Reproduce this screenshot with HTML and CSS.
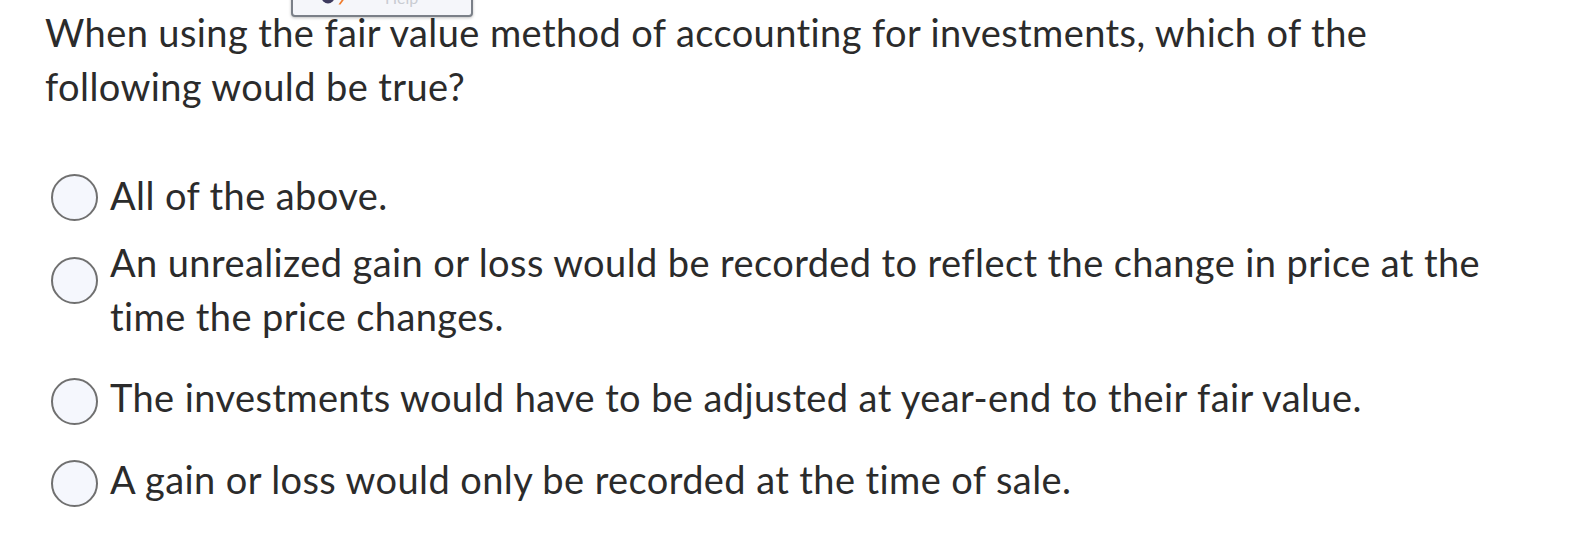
FILE: index.html
```html
<!DOCTYPE html>
<html lang="en">
<head>
<meta charset="utf-8">
<title>Question</title>
<link rel="stylesheet" href="styles.css">
</head>
<body>
<div class="page">
  <div class="badge">
    <svg class="badge-icon" width="24" height="12" viewBox="0 0 24 12">
      <circle cx="7" cy="4" r="6.5" fill="#3d3a5e"/>
      <path d="M17.5 11.5 L22 5 L23.5 6 L19.5 11.5 Z" fill="#f07a2a"/>
    </svg>
    <span class="badge-text">Help</span>
  </div>
  <p class="question">When using the fair value method of accounting for investments, which of the following would be true?</p>
  <ul class="options">
    <li class="option option-first"><span class="radio"></span><span class="label">All of the above.</span></li>
    <li class="option option-multi"><span class="radio"></span><span class="label">An unrealized gain or loss would be recorded to reflect the change in price at the time the price changes.</span></li>
    <li class="option"><span class="radio"></span><span class="label">The investments would have to be adjusted at year-end to their fair value.</span></li>
    <li class="option"><span class="radio"></span><span class="label">A gain or loss would only be recorded at the time of sale.</span></li>
  </ul>
</div>
</body>
</html>
```
FILE: styles.css
```css
html, body {
  margin: 0;
  padding: 0;
  background: #ffffff;
}
body {
  font-family: Lato, "Noto Sans", sans-serif;
  color: #2b2b2b;
  width: 1582px;
  height: 558px;
  overflow: hidden;
}
.page {
  position: relative;
  padding: 5px 0 0 45px;
}
.badge {
  position: absolute;
  left: 291px;
  top: -20px;
  width: 150px;
  height: 33px;
  border: 2px solid #7b8088;
  border-radius: 4px;
  background: #f5f6fa;
  box-shadow: 0 1px 3px rgba(0,0,0,0.25);
  display: flex;
  align-items: flex-end;
  gap: 40px;
  padding-left: 28px;
  box-sizing: content-box;
  overflow: hidden;
}
.badge-icon {
  display: block;
  margin-bottom: 10px;
}
.badge-text {
  color: #c9ccd2;
  font-size: 16px;
  line-height: 16px;
  margin-bottom: 9px;
}
.question {
  margin: 0;
  font-size: 38px;
  letter-spacing: 0.4px;
  line-height: 54px;
  width: 1400px;
}
.options {
  list-style: none;
  margin: 55px 0 0 6px;
  padding: 0;
}
.option {
  display: flex;
  align-items: flex-start;
  gap: 12px;
  font-size: 38px;
  letter-spacing: 0.4px;
  line-height: 54px;
  margin-bottom: 27px;
}
.option-first {
  margin-bottom: 13px;
}
.radio {
  flex: none;
  width: 43px;
  height: 43px;
  border: 2px solid #707070;
  border-radius: 50%;
  background: #f5f7fd;
  margin-top: 8px;
}
.option-first .radio {
  margin-top: 6px;
}
.option-multi .radio {
  margin-top: 22px;
}
.label {
  width: 1390px;
}
```
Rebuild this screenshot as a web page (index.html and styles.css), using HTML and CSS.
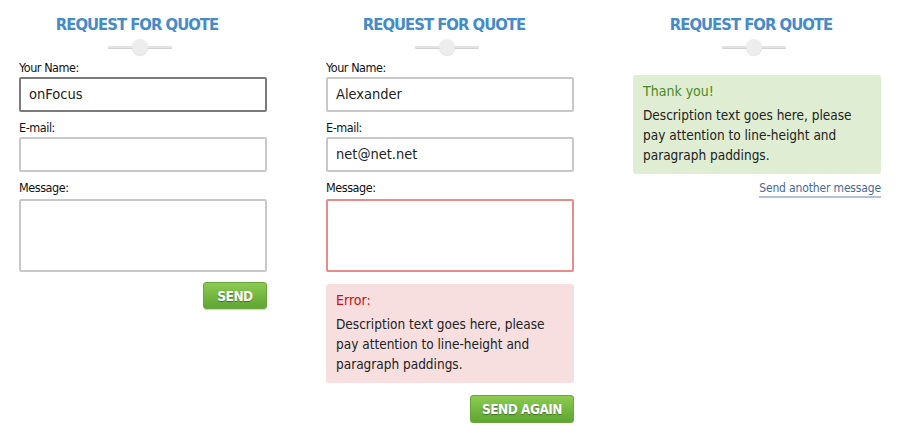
FILE: index.html
```html
<!DOCTYPE html>
<html>
<head>
<meta charset="utf-8">
<link rel="stylesheet" href="styles.css">
</head>
<body>
<div class="page">
  <section class="col">
    <h2 class="title">REQUEST FOR QUOTE</h2>
    <div class="divider"><span class="knob"></span></div>
    <form class="form">
      <label class="label">Your Name:</label>
      <div class="field focus">onFocus</div>
      <label class="label">E-mail:</label>
      <div class="field"></div>
      <label class="label label-msg">Message:</label>
      <div class="field area"></div>
      <div class="actions"><button type="button" class="btn">SEND</button></div>
    </form>
  </section>
  <section class="col">
    <h2 class="title">REQUEST FOR QUOTE</h2>
    <div class="divider"><span class="knob"></span></div>
    <form class="form">
      <label class="label">Your Name:</label>
      <div class="field">Alexander</div>
      <label class="label">E-mail:</label>
      <div class="field">net@net.net</div>
      <label class="label label-msg">Message:</label>
      <div class="field area invalid"></div>
      <div class="notice error">
        <div class="notice-head">Error:</div>
        <p class="notice-text">Description text goes here, please pay attention to line-height and paragraph paddings.</p>
      </div>
      <div class="actions"><button type="button" class="btn btn-wide">SEND AGAIN</button></div>
    </form>
  </section>
  <section class="col">
    <h2 class="title">REQUEST FOR QUOTE</h2>
    <div class="divider"><span class="knob"></span></div>
    <div class="notice success">
      <div class="notice-head">Thank you!</div>
      <p class="notice-text">Description text goes here, please pay attention to line-height and paragraph paddings.</p>
    </div>
    <div class="link-row"><a class="link" href="#">Send another message</a></div>
  </section>
</div>
</body>
</html>
```
FILE: styles.css
```css
html, body {
  margin: 0;
  padding: 0;
  background: #ffffff;
}
body {
  font-family: "DejaVu Sans Condensed", "DejaVu Sans", sans-serif;
  color: #222;
}
.page {
  display: flex;
  gap: 59px;
  padding-left: 19px;
  padding-top: 14px;
}
.col {
  width: 248px;
  display: flex;
  flex-direction: column;
}
.title {
  margin: 0;
  padding-right: 12px;
  height: 21px;
  line-height: 21px;
  text-align: center;
  font-family: "DejaVu Sans Condensed", "DejaVu Sans", sans-serif;
  font-weight: bold;
  font-size: 16.5px;
  letter-spacing: -1px;
  color: #448bc8;
}
.divider {
  margin: 4px 0 0 89px;
  width: 64px;
  height: 16px;
  position: relative;
  display: flex;
  align-items: center;
  justify-content: center;
}
.divider::before {
  content: "";
  position: absolute;
  left: 0;
  right: 0;
  top: 7px;
  height: 2px;
  border-radius: 1px;
  background: #e2e2e2;
  box-shadow: 0 1px 0 #d2d2d2;
}
.knob {
  position: relative;
  width: 16px;
  height: 16px;
  border-radius: 50%;
  background: #ededed;
  box-shadow: 0 1px 1px rgba(0,0,0,0.12);
}
.form {
  display: flex;
  flex-direction: column;
  margin-top: 5px;
}
.label {
  display: block;
  height: 16px;
  line-height: 16px;
  font-size: 12.5px;
  letter-spacing: -0.45px;
  color: #111;
  margin-bottom: 1px;
}
.label-msg {
  margin-bottom: 3px;
}
.field {
  box-sizing: border-box;
  height: 35px;
  border: 2px solid #c8c8c8;
  border-radius: 2px;
  padding: 0 8px;
  line-height: 31px;
  font-size: 14.5px;
  color: #222;
  margin-bottom: 8px;
  background: #fff;
}
.field.focus {
  border-color: #7b7b7b;
}
.field.area {
  height: 73px;
  margin-bottom: 0;
}
.field.invalid {
  border-color: #e88b8b;
}
.actions {
  display: flex;
  justify-content: flex-end;
  margin-top: 10px;
}
.btn {
  box-sizing: border-box;
  height: 27px;
  width: 64px;
  padding: 0;
  border: 1px solid #6aa53e;
  border-radius: 3px;
  background: linear-gradient(#8ccb50, #5ea532);
  box-shadow: 0 1px 1px rgba(0,0,0,0.2);
  color: #fff;
  font-family: "DejaVu Sans Condensed", "DejaVu Sans", sans-serif;
  font-weight: bold;
  font-size: 13.5px;
  letter-spacing: -0.5px;
  text-shadow: 0 1px 1px rgba(0,0,0,0.35);
}
.btn-wide {
  width: 104px;
  height: 28px;
}
.notice {
  box-sizing: border-box;
  border-radius: 3px;
  padding: 6px 10px 9px;
  font-size: 13.5px;
  line-height: 20px;
  height: 99px;
}
.form .notice {
  margin-top: 12px;
}
.form .notice + .actions {
  margin-top: 12px;
}
.notice-head {
  height: 20px;
  font-size: 14px;
}
.notice-text {
  margin: 4px 0 0;
  color: #222;
}
.error {
  background: #f7dfe0;
}
.error .notice-head {
  color: #cc1010;
}
.success {
  margin-top: 20px;
  background: #dfedd3;
}
.success .notice-head {
  color: #4b8a25;
}
.link-row {
  display: flex;
  justify-content: flex-end;
  margin-top: 7px;
}
.link {
  font-size: 12px;
  letter-spacing: -0.15px;
  line-height: 15px;
  color: #4a6896;
  text-decoration: none;
  border-bottom: 2px solid #b3bfd4;
}
```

________________________

WHAT THIS TASK INVOLVES: Give the count of lines in the listing that hold the word "screenshot", with no other text.

EXPECTED ANSWER: 2